Rezension

Viel Gefühl ohne kitschig zu wirken

Ein französischer Sommer - Jessica Brockmole

Ein französischer Sommer
von Jessica Brockmole

Bewertet mit 4 Sternen

Als der Vater der fünfzehnjährigen Clare Ross verstirbt, wird diese von der Freundin ihrer Mutter, Madame Crépet, nach Frankreich geholt, denn Clares Mutter hat die Familie verlassen, als Clare elf Jahre alt war. Wir schreiben das Jahr 1911 und es ist Sommer in Frankreich, alles ist so anders, als Clare es von zu Hause kennt. Das Mädchen ist voller Trauer und auch voller Selbstzweifel, denn hätte nicht ihre Mutter eigentlich nach Hause kommen müssen, als sie vom Tod des Vaters erfuhr? Da lernt Clare Luc kennen, den achtzehnjährigen Sohn der Familie Crépet, der in Paris studiert.
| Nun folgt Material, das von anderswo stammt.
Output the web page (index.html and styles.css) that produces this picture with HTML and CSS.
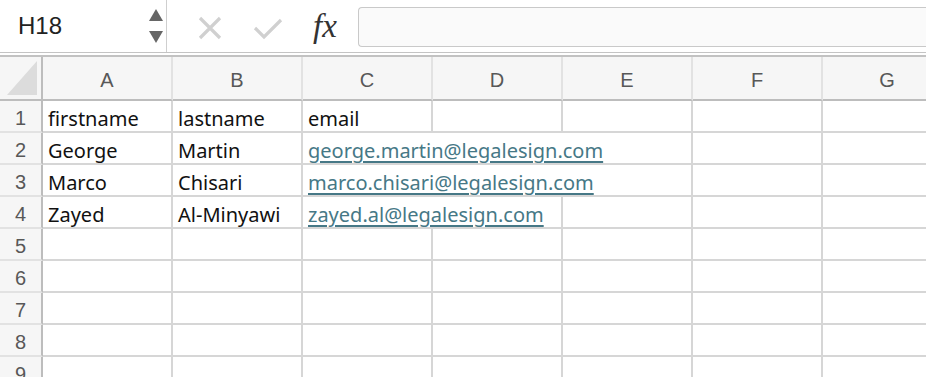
FILE: index.html
```html
<!DOCTYPE html>
<html>
<head>
<meta charset="utf-8">
<link rel="stylesheet" href="styles.css">
</head>
<body>
<div class="toolbar">
  <div class="namebox">
    <span class="ref">H18</span>
    <div class="spin">
      <svg width="14" height="12" viewBox="0 0 14 12"><polygon points="7,0 14,12 0,12" fill="#666"/></svg>
      <svg width="14" height="12" viewBox="0 0 14 12"><polygon points="0,0 14,0 7,12" fill="#666"/></svg>
    </div>
  </div>
  <div class="actions">
    <svg class="ico" width="26" height="26" viewBox="0 0 26 26"><path d="M3 3 L23 23 M23 3 L3 23" stroke="#d0d0d0" stroke-width="3.2" fill="none"/></svg>
    <svg class="ico" width="30" height="26" viewBox="0 0 30 26"><path d="M2 13 L11 22 L28 5" stroke="#d0d0d0" stroke-width="3.2" fill="none"/></svg>
    <span class="fx">fx</span>
  </div>
  <div class="formula"></div>
</div>
<div class="sheet">
  <div class="grid">
    <div class="corner"><svg width="30" height="34" viewBox="0 0 30 34"><polygon points="30,0 30,34 0,34" fill="#dcdcdc"/></svg></div>
    <div class="ch">A</div><div class="ch">B</div><div class="ch">C</div><div class="ch">D</div><div class="ch">E</div><div class="ch">F</div><div class="ch">G</div>

    <div class="rh">1</div><div class="c">firstname</div><div class="c">lastname</div><div class="c">email</div><div class="c"></div><div class="c"></div><div class="c"></div><div class="c"></div>

    <div class="rh">2</div><div class="c">George</div><div class="c">Martin</div><div class="c span3"><span class="link">george.martin@legalesign.com</span></div><div class="c"></div><div class="c"></div>

    <div class="rh">3</div><div class="c">Marco</div><div class="c">Chisari</div><div class="c span3"><span class="link">marco.chisari@legalesign.com</span></div><div class="c"></div><div class="c"></div>

    <div class="rh">4</div><div class="c">Zayed</div><div class="c">Al-Minyawi</div><div class="c span2"><span class="link">zayed.al@legalesign.com</span></div><div class="c"></div><div class="c"></div><div class="c"></div>

    <div class="rh">5</div><div class="c"></div><div class="c"></div><div class="c"></div><div class="c"></div><div class="c"></div><div class="c"></div><div class="c"></div>
    <div class="rh">6</div><div class="c"></div><div class="c"></div><div class="c"></div><div class="c"></div><div class="c"></div><div class="c"></div><div class="c"></div>
    <div class="rh">7</div><div class="c"></div><div class="c"></div><div class="c"></div><div class="c"></div><div class="c"></div><div class="c"></div><div class="c"></div>
    <div class="rh">8</div><div class="c"></div><div class="c"></div><div class="c"></div><div class="c"></div><div class="c"></div><div class="c"></div><div class="c"></div>
    <div class="rh">9</div><div class="c"></div><div class="c"></div><div class="c"></div><div class="c"></div><div class="c"></div><div class="c"></div><div class="c"></div>
  </div>
</div>
</body>
</html>
```

FILE: styles.css
```css
html, body {
  margin: 0;
  padding: 0;
  background: #ffffff;
  overflow: hidden;
  width: 926px;
  height: 377px;
}
body {
  font-family: "Liberation Sans", Arial, sans-serif;
}
.toolbar {
  display: flex;
  align-items: stretch;
  height: 53px;
  border-bottom: 1px solid #c4c4c4;
  box-sizing: border-box;
}
.namebox {
  width: 167px;
  box-sizing: border-box;
  border-right: 1px solid #cfcfcf;
  display: flex;
  align-items: center;
  justify-content: space-between;
  padding: 0 3px 0 18px;
}
.ref {
  font-size: 24px;
  color: #222;
  font-family: "Liberation Sans", Arial, sans-serif;
  margin-top: 0px;
}
.spin {
  display: flex;
  flex-direction: column;
  gap: 10px;
  margin-top: 0px;
}
.spin svg { display: block; }
.actions {
  display: flex;
  align-items: center;
  width: 190px;
  padding-left: 30px;
  box-sizing: border-box;
}
.actions .ico:first-child { margin-right: 30px; margin-top: 4px; }
.actions .ico:nth-child(2) { margin-right: 31px; margin-top: 4px; }
.fx {
  font-family: "Liberation Serif", "DejaVu Serif", serif;
  font-style: italic;
  font-size: 33px;
  color: #333;
  margin-top: 0px;
  margin-left: -1px;
}
.formula {
  flex: 1;
  margin: 7px 0 5px 1px;
  border: 1px solid #c9c9c9;
  border-right: none;
  border-radius: 4px 0 0 4px;
  background: #fafafa;
}
.sheet {
  margin-top: 2px;
  border-top: 2px solid #c2c2c2;
}
.grid {
  display: grid;
  grid-template-columns: 43px repeat(7, 130px);
  grid-template-rows: 44px repeat(9, 32px);
  width: 953px;
}
.grid > div {
  box-sizing: border-box;
}
.corner {
  background: #f6f6f6;
  border-right: 2px solid #bdbdbd;
  border-bottom: 2px solid #bdbdbd;
  display: flex;
  align-items: flex-end;
  justify-content: flex-end;
  padding: 0 4px 4px 0;
}
.corner svg { display: block; }
.ch {
  background: #f6f6f6;
  border-right: 2px solid #e2e2e2;
  border-bottom: 2px solid #bdbdbd;
  display: flex;
  align-items: center;
  justify-content: center;
  font-family: "Liberation Sans", Arial, sans-serif;
  font-size: 20px;
  color: #585858;
  padding-top: 4px;
}
.rh {
  background: #f6f6f6;
  border-right: 2px solid #bdbdbd;
  border-bottom: 2px solid #e2e2e2;
  display: flex;
  align-items: center;
  justify-content: center;
  font-family: "Liberation Sans", Arial, sans-serif;
  font-size: 20px;
  color: #585858;
  padding-top: 4px;
}
.c {
  border-right: 2px solid #d6d6d6;
  border-bottom: 2px solid #d6d6d6;
  font-family: "Noto Sans", "Open Sans", sans-serif;
  font-size: 20px;
  color: #111;
  padding: 5px 0 0 5px;
  display: flex;
  align-items: center;
  white-space: nowrap;
  overflow: hidden;
}
.span3 { grid-column: span 3; }
.span2 { grid-column: span 2; }
.link {
  color: #467886;
  text-decoration: underline;
  text-decoration-thickness: 1.5px;
  text-underline-offset: 3px;
}
```
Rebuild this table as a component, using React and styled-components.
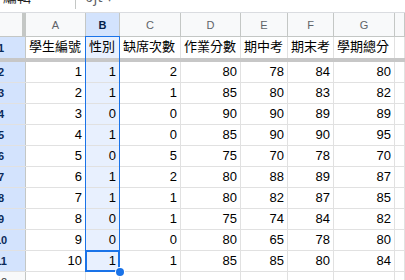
import React from "react";
import styled, { createGlobalStyle } from "styled-components";

const GlobalStyle = createGlobalStyle`
  html, body { margin: 0; padding: 0; background: #ffffff; }
  body { font-family: "Liberation Sans", "Noto Sans CJK TC", sans-serif; }
`;

const COLS = "26px 60px 34px 61px 60px 47px 46px 61px 1fr";

const Sheet = styled.div`
  position: relative;
  width: 405px;
  height: 280px;
  overflow: hidden;
  background: #fff;
`;

const TopStrip = styled.div`
  height: 12px;
  border-bottom: 1px solid #dadce0;
  display: flex;
  align-items: flex-end;
  overflow: hidden;
  position: relative;
`;

const StripText = styled.span`
  font-family: "Noto Sans CJK TC", sans-serif;
  font-size: 14px;
  line-height: 14px;
  color: ${(p) => p.$color || "#1f1f1f"};
  margin-left: ${(p) => p.$left}px;
  margin-bottom: 9px;
  white-space: nowrap;
`;

const StripDivider = styled.span`
  width: 1px;
  height: 9px;
  background: #c4c7c5;
  margin-left: 44px;
  align-self: flex-start;
`;

const Row = styled.div`
  display: grid;
  grid-template-columns: ${COLS};
  height: ${(p) => p.$h}px;
  box-sizing: border-box;
  border-bottom: ${(p) => (p.$noBorder ? "none" : `1px solid ${p.$line || "#e1e1e1"}`)};
`;

const FreezeBar = styled.div`
  height: 4px;
  background: #c7c7c7;
`;

const Corner = styled.div`
  background: #f8f9fa;
  border-right: 4px solid #c4c7c5;
  box-sizing: border-box;
`;

const ColHeader = styled.div`
  display: flex;
  align-items: center;
  justify-content: center;
  font-size: 11px;
  background: ${(p) => (p.$sel ? "#d3e3fd" : "#f8f9fa")};
  color: ${(p) => (p.$sel ? "#041e49" : "#5f6368")};
  font-weight: ${(p) => (p.$sel ? 700 : 400)};
  border-right: 1px solid #c4c7c5;
  box-sizing: border-box;
`;

const RowHeader = styled.div`
  background: ${(p) => (p.$sel ? "#d3e3fd" : "#f8f9fa")};
  border-right: 1px solid #c4c7c5;
  box-sizing: border-box;
  overflow: hidden;
  display: flex;
  align-items: center;
`;

const RowLabel = styled.span`
  flex: 0 0 44px;
  margin-left: -21px;
  text-align: center;
  font-size: 11px;
  font-weight: ${(p) => (p.$sel ? 700 : 400)};
  color: ${(p) => (p.$sel ? "#0b2a5a" : "#444746")};
`;

const Cell = styled.div`
  display: flex;
  align-items: ${(p) => (p.$center ? "center" : "flex-end")};
  justify-content: ${(p) => (p.$text ? "flex-start" : "flex-end")};
  padding: 0 3px 2px 3px;
  box-sizing: border-box;
  border-right: 1px solid #e1e1e1;
  background: ${(p) => (p.$sel ? "#e8f0fe" : "#fff")};
  font-size: 13px;
  line-height: 17px;
  color: #000;
  white-space: nowrap;
  overflow: hidden;
`;

const SelRange = styled.div`
  position: absolute;
  left: 85px;
  top: 36px;
  width: 35px;
  height: 236px;
  box-sizing: border-box;
  border: 1px solid #1a73e8;
  pointer-events: none;
`;

const ActiveCell = styled.div`
  position: absolute;
  left: 85px;
  top: 250px;
  width: 35px;
  height: 22px;
  box-sizing: border-box;
  border: 2px solid #1a73e8;
  pointer-events: none;
`;

const Handle = styled.div`
  position: absolute;
  left: 116px;
  top: 268px;
  width: 8px;
  height: 8px;
  border-radius: 50%;
  background: #1a73e8;
  box-shadow: 0 0 0 1px #ffffff;
`;

const letters = ["A", "B", "C", "D", "E", "F", "G", ""];
const headers = ["學生編號", "性別", "缺席次數", "作業分數", "期中考", "期末考", "學期總分"];
const data = [
  [1, 1, 2, 80, 78, 84, 80],
  [2, 1, 1, 85, 80, 83, 82],
  [3, 0, 0, 90, 90, 89, 89],
  [4, 1, 0, 85, 90, 90, 95],
  [5, 0, 5, 75, 70, 78, 70],
  [6, 1, 2, 80, 88, 89, 87],
  [7, 1, 1, 80, 82, 87, 85],
  [8, 0, 1, 75, 74, 84, 82],
  [9, 0, 0, 80, 65, 78, 80],
  [10, 1, 1, 85, 85, 80, 84],
];

export default function App() {
  return (
    <>
      <GlobalStyle />
      <Sheet>
        <TopStrip>
          <StripText $left={3}>編輯</StripText>
          <StripDivider />
          <StripText $left={10} $color="#5f6368">Jjt ▾</StripText>
        </TopStrip>
        <Row $h={24} $line="#c4c7c5">
          <Corner />
          {letters.map((l, i) => (
            <ColHeader key={i} $sel={l === "B"}>{l}</ColHeader>
          ))}
        </Row>
        <Row $h={21} $noBorder>
          <RowHeader $sel>
            <RowLabel $sel>1</RowLabel>
          </RowHeader>
          {headers.map((h, i) => (
            <Cell key={i} $text $center $sel={i === 1}>{h}</Cell>
          ))}
          <Cell />
        </Row>
        <FreezeBar />
        {data.map((r, ri) => (
          <Row key={ri} $h={21}>
            <RowHeader $sel>
              <RowLabel $sel>{ri + 2}</RowLabel>
            </RowHeader>
            {r.map((v, ci) => (
              <Cell key={ci} $sel={ci === 1}>{v}</Cell>
            ))}
            <Cell />
          </Row>
        ))}
        <Row $h={21}>
          <RowHeader>
            <RowLabel>12</RowLabel>
          </RowHeader>
          {letters.map((_, i) => (
            <Cell key={i} />
          ))}
        </Row>
        <SelRange />
        <ActiveCell />
        <Handle />
      </Sheet>
    </>
  );
}
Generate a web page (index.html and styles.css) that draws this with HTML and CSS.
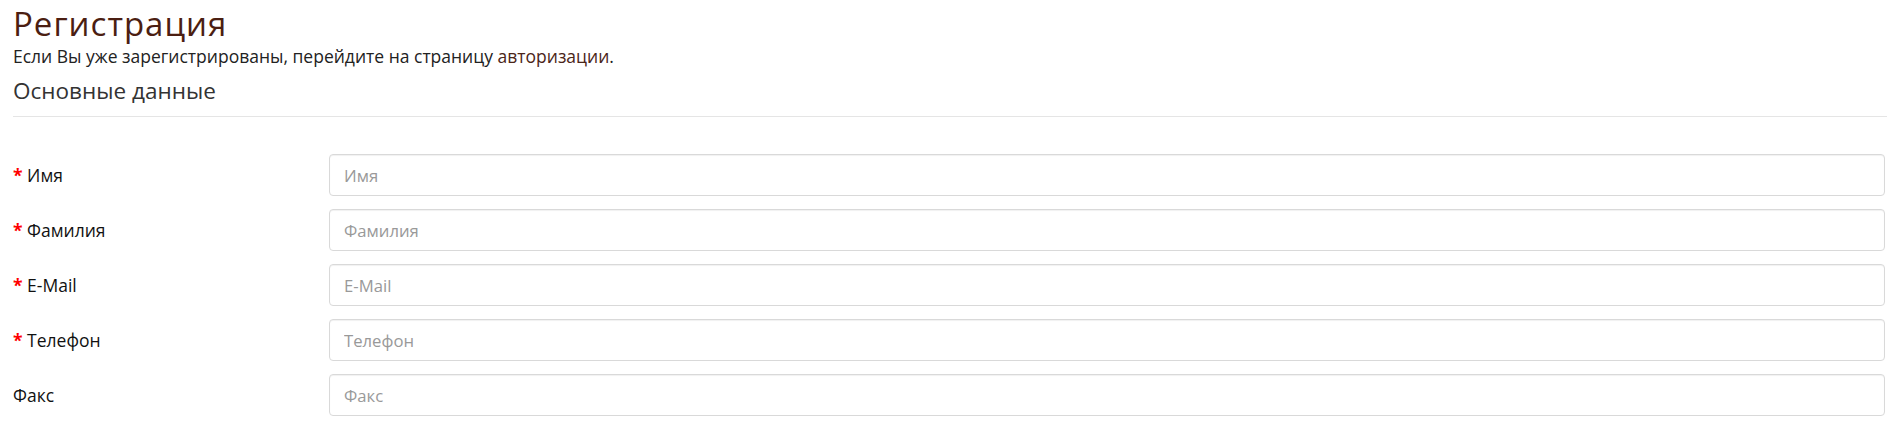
FILE: index.html
```html
<!DOCTYPE html>
<html lang="ru">
<head>
    <meta charset="UTF-8">
    <meta name="viewport" content="width=device-width, initial-scale=1.0">
    <title>Регистрация</title>
    <link rel="stylesheet" href="styles.css">
</head>
<body>
    <div class="page">
        <h1 class="page-title">Регистрация</h1>
        <p class="page-note">Если Вы уже зарегистрированы, перейдите на страницу <a href="#">авторизации</a>.</p>

        <form class="form-horizontal">
            <fieldset>
                <legend>Основные данные</legend>

                <div class="form-group required">
                    <label for="firstname">Имя</label>
                    <input type="text" id="firstname" placeholder="Имя">
                </div>
                <div class="form-group required">
                    <label for="lastname">Фамилия</label>
                    <input type="text" id="lastname" placeholder="Фамилия">
                </div>
                <div class="form-group required">
                    <label for="email">E-Mail</label>
                    <input type="email" id="email" placeholder="E-Mail">
                </div>
                <div class="form-group required">
                    <label for="telephone">Телефон</label>
                    <input type="tel" id="telephone" placeholder="Телефон">
                </div>
                <div class="form-group">
                    <label for="fax">Факс</label>
                    <input type="text" id="fax" placeholder="Факс">
                </div>
            </fieldset>
        </form>
    </div>
</body>
</html>
```

FILE: styles.css
```css
body {
    margin: 0;
    font-family: "Open Sans", "Liberation Sans", sans-serif;
    color: #222;
    background: #fff;
}
.page {
    margin: 0 10px 0 13px;
    padding-top: 6px;
}
.page-title {
    margin: 0;
    font-size: 33px;
    line-height: 36px;
    font-weight: 400;
    letter-spacing: 1px;
    color: #4b1e12;
}
.page-note {
    margin: 2px 0 0;
    font-size: 17.5px;
    line-height: 24px;
}
.page-note a {
    color: #4b2518;
    text-decoration: none;
}
.form-horizontal {
    margin-top: 8px;
}
fieldset {
    border: none;
    margin: 0;
    padding: 0;
}
legend {
    display: block;
    width: 100%;
    margin: 0 0 37px;
    padding: 0 0 10px;
    font-size: 22.5px;
    line-height: 30px;
    color: #333;
    border-bottom: 1px solid #e5e5e5;
}
.form-group {
    display: grid;
    grid-template-columns: 316px 1fr;
    align-items: center;
    margin: 0 2px 13px 0;
}
.form-group label {
    font-size: 17.5px;
    color: #111;
}
.required label::before {
    content: "* ";
    color: #f00;
    font-weight: bold;
}
.form-group input {
    height: 42px;
    box-sizing: border-box;
    padding: 6px 14px;
    font-family: inherit;
    font-size: 16.7px;
    color: #555;
    border: 1px solid #d9d9d9;
    border-radius: 4px;
    box-shadow: inset 0 1px 1px rgba(0, 0, 0, 0.06);
}
.form-group input::placeholder {
    color: #999;
}
```
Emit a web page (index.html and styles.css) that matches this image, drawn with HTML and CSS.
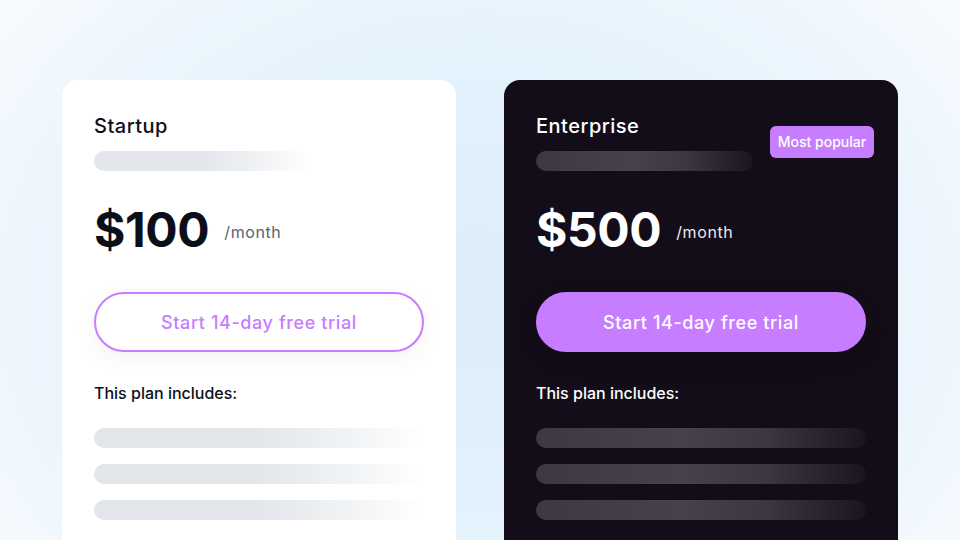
FILE: index.html
```html
<!DOCTYPE html>
<html lang="en">
<head>
<meta charset="utf-8">
<title>Pricing</title>
<link rel="stylesheet" href="styles.css">
</head>
<body>
<main class="page">
  <section class="card card-light">
    <div class="head">
      <div class="head-main">
        <h2 class="plan">Startup</h2>
        <div class="bar bar-short"></div>
      </div>
    </div>
    <div class="price-row">
      <span class="price">$100</span>
      <span class="per">/month</span>
    </div>
    <button class="cta">Start 14-day free trial</button>
    <p class="includes">This plan includes:</p>
    <div class="lines">
      <div class="bar"></div>
      <div class="bar"></div>
      <div class="bar"></div>
    </div>
  </section>
  <section class="card card-dark">
    <div class="head">
      <div class="head-main">
        <h2 class="plan">Enterprise</h2>
        <div class="bar bar-short"></div>
      </div>
      <span class="badge">Most popular</span>
    </div>
    <div class="price-row">
      <span class="price">$500</span>
      <span class="per">/month</span>
    </div>
    <button class="cta">Start 14-day free trial</button>
    <p class="includes">This plan includes:</p>
    <div class="lines">
      <div class="bar"></div>
      <div class="bar"></div>
      <div class="bar"></div>
    </div>
  </section>
</main>
</body>
</html>
```

FILE: styles.css
```css
* { box-sizing: border-box; }
html, body { margin: 0; padding: 0; }
body {
  width: 960px;
  height: 540px;
  overflow: hidden;
  font-family: Inter, "Noto Sans", sans-serif;
  background:
    radial-gradient(ellipse 72% 100% at 50% 55%, #dcedf9 0%, #e3f2fc 40%, #edf6fd 66%, #f8fbfe 88%, #ffffff 100%);
}
.page {
  display: flex;
  justify-content: center;
  gap: 48px;
  padding-top: 80px;
  height: 540px;
  overflow: hidden;
}
.card {
  width: 394px;
  height: 460px;
  border-radius: 16px 16px 0 0;
  padding: 32px 32px 0;
  display: flex;
  flex-direction: column;
}
.card-light { background: #ffffff; color: #0b0f19; }
.card-dark { background: #130d19; color: #ffffff; }

.head {
  display: flex;
  align-items: center;
  justify-content: space-between;
}
.head-main { display: flex; flex-direction: column; }
.plan {
  margin: 0 0 11px;
  font-size: 20px;
  line-height: 28px;
  font-weight: 500;
  letter-spacing: 0.5px;
}
.bar {
  height: 20px;
  border-radius: 10px;
  flex: none;
}
.card-light .bar {
  background: linear-gradient(90deg, #e2e6ea 0%, #e3e7eb 50%, rgba(238,241,244,0.75) 80%, rgba(255,255,255,0) 100%);
}
.card-dark .bar {
  background: linear-gradient(90deg, #3d3843 0%, #46414b 45%, #3b3641 70%, #1b1521 100%);
}
.bar-short { width: 217px; }

.badge {
  margin-right: -8px;
  width: 104px;
  height: 32px;
  border-radius: 6px;
  background: #c77dff;
  color: #ffffff;
  font-size: 14px;
  font-weight: 500;
  display: flex;
  align-items: center;
  justify-content: center;
}

.price-row {
  display: flex;
  align-items: center;
  gap: 15px;
  margin-top: 31px;
}
.price {
  font-size: 48px;
  line-height: 56px;
  font-weight: 650;
  letter-spacing: -0.4px;
}
.per {
  font-size: 16px;
  line-height: 24px;
  padding-top: 4px;
  letter-spacing: 0.6px;
}
.card-light .per { color: #5b636e; }
.card-dark .per { color: #ece9ef; }

.cta {
  margin-top: 34px;
  height: 60px;
  width: 100%;
  flex: none;
  border-radius: 30px;
  font-family: inherit;
  font-size: 18px;
  font-weight: 500;
  letter-spacing: 0.6px;
  cursor: pointer;
}
.card-light .cta {
  background: #ffffff;
  border: 2px solid #c77dff;
  color: #c77dff;
  box-shadow: 0 6px 24px rgba(20, 20, 40, 0.05);
}
.card-dark .cta {
  background: #c77dff;
  border: 2px solid #c77dff;
  color: #ffffff;
  box-shadow: 0 8px 24px rgba(0, 0, 0, 0.2);
}

.includes {
  margin: 29px 0 0;
  font-size: 16px;
  line-height: 24px;
  font-weight: 500;
}

.lines {
  margin-top: 23px;
  display: flex;
  flex-direction: column;
  gap: 16px;
}
```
Luc ist voller Natürlichkeit und schafft es immer wieder Clare aus ihrem Schneckenhaus zu holen und auch letzten Endes wieder an sich zu glauben. Die Beiden verbringen einen Sommer, den sie beide niemals vergessen werden. Doch der Krieg mit all seinen Schrecken steht vor der Tür
Meine Meinung:
Das Buch beginnt sehr ruhig und langsam und man lernt zunächst die Protagonisten kennen. So konnte ich in Ruhe zusehen, wie Clare und Luc sich kennenlernen, wie sie denken und auch was sie voneinander denken. Dabei ist der Schreibstil der Autorin sehr malerisch und auch gefühlsbeton, nicht kitschig, aber man spürt die Emotionen beim Lesen sehr gut. Die Autorin fängt auch mit ihren Worten den Geist der damaligen Zeit hervorragend ein. Dadurch musste ich aber auch konzentriert bleiben, denn es ist auf jeden Fall kein Buch, das sich einfach so mal schnell nebenbei lesen läßt. Unterteilt ist der Roman in fünf größeren Abschnitten, die auch die unterschiedlichen Zeiten umfassen, das Kennenlernen der Hauptcharaktere, die Trennung der Beiden, der Krieg, die Zeit danach und letzten Endes der gute Schluss. Das Buch lebt allerdings mehr durch den Hauptaugenmerk auf seine Charaktere und deren Entwicklung und ist nicht spannungsgeladen oder voller Action. Wobei ich gerade den Abschnitt des Krieges sehr gut gelungen fand, denn dass dies die Zeit der großen Veränderung in und von Luc ist, ist unbestreitbar.

Erzählt wird die Geschichte in der Ich-Form, mal gibt es Kapitel, die Clare erzählt, mal welche die Luc erzählt, es gibt aber auch Bereiche, die in Briefform gestaltet sind und dem Leser noch eine ein wenig anders anmutende Ansicht ermöglichen.

Die Charakter an für sich sind schlüssig, glaubwürdig und haben ihre Ecken und Kanten, ich hätte mir an manch einer Stelle noch ein wenig mehr gewünscht, da sie hier und da für mich persönlich ein wenig zu flach blieben. Aber alles in allem sind sie Charaktere, die den Geist der damaligen Zeit sehr gut auffangen und wiedergeben. Ich fand sie sehr authentisch und auch ihre Entwicklung nicht nur gut geschildert, sondern auch durchweg denkbar. Aber wie gesagt, auch ein wenig flach, denn gerade bei der Ich-Perspektive muss ich in der Lage sein, mich in den Charakter versetzen zu können. Das hat mir hier ein kleines bisschen gefehlt. Ich hatte eher den Eindruck, trotz der persönlicher Gedanken und Darstellung ein Zuschauer zu bleiben.
Mein Fazit:
Ein durchweg glaubwürdig erzählter Roman mit zwei Hauptfiguren, deren Entwicklung man mitverfolgen kann. Ein Buch, das nicht von Spannung und Action lebt, aber trotzdem nicht langweilig wird beim Lesen. Es fängt den Zeitgeist in Wort und Stil sehr gut ein und vermittelt durchweg eine Atmosphäre, die mich immer weiter in die Geschichte zogen. Meine größte Kritik bleibt hier bei den Charakteren, zu denen ich eher eine oberflächliche Beziehung aufgebaut habe. Hier hätte es einfach mehr Tiefe für mich geben müssen, ich hätte mir gewünscht, mehr an den Gefühlen teilnehmen zu dürfen, denn so blieb ich mehr Beobachter des ganzen. Aber es gibt von mir eine Leseempfehlung für alle, die gefühlvolle, historische Romane mögen.